これはなぜ?

【劇の話】



京劇って「北京の劇」。広い中国で劇は「北京の劇」だけ?ほかの「地方の劇」ってあるの?
 京劇は英語でPeking operaペキンオペラ、「北京の歌劇」といわれます。京劇は中国の伝統演劇の代表的なもので、歌・せりふ・しぐさ・立ち回りからなり、この京劇を見ることを、「聴劇」、芝居を聞く、といいます。役者はまず歌が大事なのですね。
 この「伝統演劇‐京劇」は、中国・清の時代に生まれ200年近い歴史を持ちますが、その過程で多くの地方の伝統劇の精華を吸収し、また北京の言葉と風俗を取り入れて、ついには「北京の地方劇」にとどまらない、中国の代表的な演劇になりました。広い中国には、もともと多くの地方に、その土地の伝統的な地方劇がありました。安徽省の「徽劇」、広東省の地方劇「粤(えつ)劇」などです(「粤」は広東省の別称)。これら地方の伝統劇はそれぞれ今に至る長い歴史をもち、その地の人々にとって身近な娯楽であり、「劇を聞く」だけでなく仲間と演ずることもします。

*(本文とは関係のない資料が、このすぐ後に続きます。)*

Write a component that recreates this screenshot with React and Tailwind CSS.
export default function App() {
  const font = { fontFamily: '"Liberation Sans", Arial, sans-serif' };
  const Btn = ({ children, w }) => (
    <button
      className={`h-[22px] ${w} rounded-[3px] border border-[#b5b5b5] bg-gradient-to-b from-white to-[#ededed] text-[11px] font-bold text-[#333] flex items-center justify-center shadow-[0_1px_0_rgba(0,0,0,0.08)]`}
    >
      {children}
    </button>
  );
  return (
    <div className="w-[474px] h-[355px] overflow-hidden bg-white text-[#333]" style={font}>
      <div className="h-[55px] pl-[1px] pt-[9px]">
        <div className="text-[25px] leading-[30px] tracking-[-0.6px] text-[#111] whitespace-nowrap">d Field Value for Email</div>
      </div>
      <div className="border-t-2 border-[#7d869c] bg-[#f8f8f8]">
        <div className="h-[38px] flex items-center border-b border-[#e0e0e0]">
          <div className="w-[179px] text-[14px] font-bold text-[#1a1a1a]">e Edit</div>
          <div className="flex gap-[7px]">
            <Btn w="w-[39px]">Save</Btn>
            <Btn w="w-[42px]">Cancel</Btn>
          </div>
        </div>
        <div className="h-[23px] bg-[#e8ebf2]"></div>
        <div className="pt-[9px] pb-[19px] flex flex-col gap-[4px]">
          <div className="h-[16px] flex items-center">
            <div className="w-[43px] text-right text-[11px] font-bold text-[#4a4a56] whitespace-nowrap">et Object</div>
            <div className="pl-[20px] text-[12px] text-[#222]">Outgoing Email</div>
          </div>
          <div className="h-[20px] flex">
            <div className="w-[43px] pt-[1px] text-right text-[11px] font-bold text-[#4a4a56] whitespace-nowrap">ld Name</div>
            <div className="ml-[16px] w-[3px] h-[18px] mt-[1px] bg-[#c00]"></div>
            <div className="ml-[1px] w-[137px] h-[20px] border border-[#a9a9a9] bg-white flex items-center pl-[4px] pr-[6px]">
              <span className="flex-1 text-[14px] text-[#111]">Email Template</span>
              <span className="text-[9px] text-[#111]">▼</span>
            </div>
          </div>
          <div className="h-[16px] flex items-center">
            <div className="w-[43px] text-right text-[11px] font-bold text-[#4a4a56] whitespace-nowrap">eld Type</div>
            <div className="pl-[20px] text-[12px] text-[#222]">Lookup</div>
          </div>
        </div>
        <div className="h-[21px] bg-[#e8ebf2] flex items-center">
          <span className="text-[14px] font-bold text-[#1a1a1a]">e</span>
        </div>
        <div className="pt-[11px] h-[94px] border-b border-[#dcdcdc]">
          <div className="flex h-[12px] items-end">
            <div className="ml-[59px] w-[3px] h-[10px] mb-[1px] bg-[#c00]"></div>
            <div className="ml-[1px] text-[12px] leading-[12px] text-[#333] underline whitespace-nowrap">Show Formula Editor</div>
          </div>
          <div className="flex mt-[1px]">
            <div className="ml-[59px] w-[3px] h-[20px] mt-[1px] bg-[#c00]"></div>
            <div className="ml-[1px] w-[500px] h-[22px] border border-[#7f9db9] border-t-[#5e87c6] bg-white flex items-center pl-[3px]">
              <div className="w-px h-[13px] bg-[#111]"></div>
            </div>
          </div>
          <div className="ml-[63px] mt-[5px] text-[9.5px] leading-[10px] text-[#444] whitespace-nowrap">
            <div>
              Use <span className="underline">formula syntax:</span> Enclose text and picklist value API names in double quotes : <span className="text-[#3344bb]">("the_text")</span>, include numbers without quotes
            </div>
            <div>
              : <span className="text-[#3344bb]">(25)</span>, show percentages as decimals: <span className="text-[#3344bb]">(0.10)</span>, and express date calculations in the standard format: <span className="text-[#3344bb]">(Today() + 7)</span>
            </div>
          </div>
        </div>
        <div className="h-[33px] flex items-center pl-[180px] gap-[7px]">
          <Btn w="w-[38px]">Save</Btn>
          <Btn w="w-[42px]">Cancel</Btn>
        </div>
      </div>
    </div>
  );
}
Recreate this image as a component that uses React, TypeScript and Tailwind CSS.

 140年前の横浜開港以来、ここ横浜中華街に住みついた華僑は広東省出身の人たちが多く、昔は機会があれば舞台を作り、「粤劇」を自ら演じて見て聞いて楽しんだといいます。つい10年ほど前のことです。
 日本に定住する中国人が23万人を超す時代になりました。その中には、中国でこうした伝統劇を担ってきた人、胡弓など伝統音楽を身に付けた人も大勢います。京劇を主宰し自ら舞台に立つ人、教室を開き中国・日本の人を指導する人もいます。横浜中華街でも、ミニ公演がおこなわれ、音楽教室が開かれています。中国からの大規模な招請公演と比べ、気軽に中国の伝統文化に触れることができるでしょう。機会があったら、足を運んでみませんか?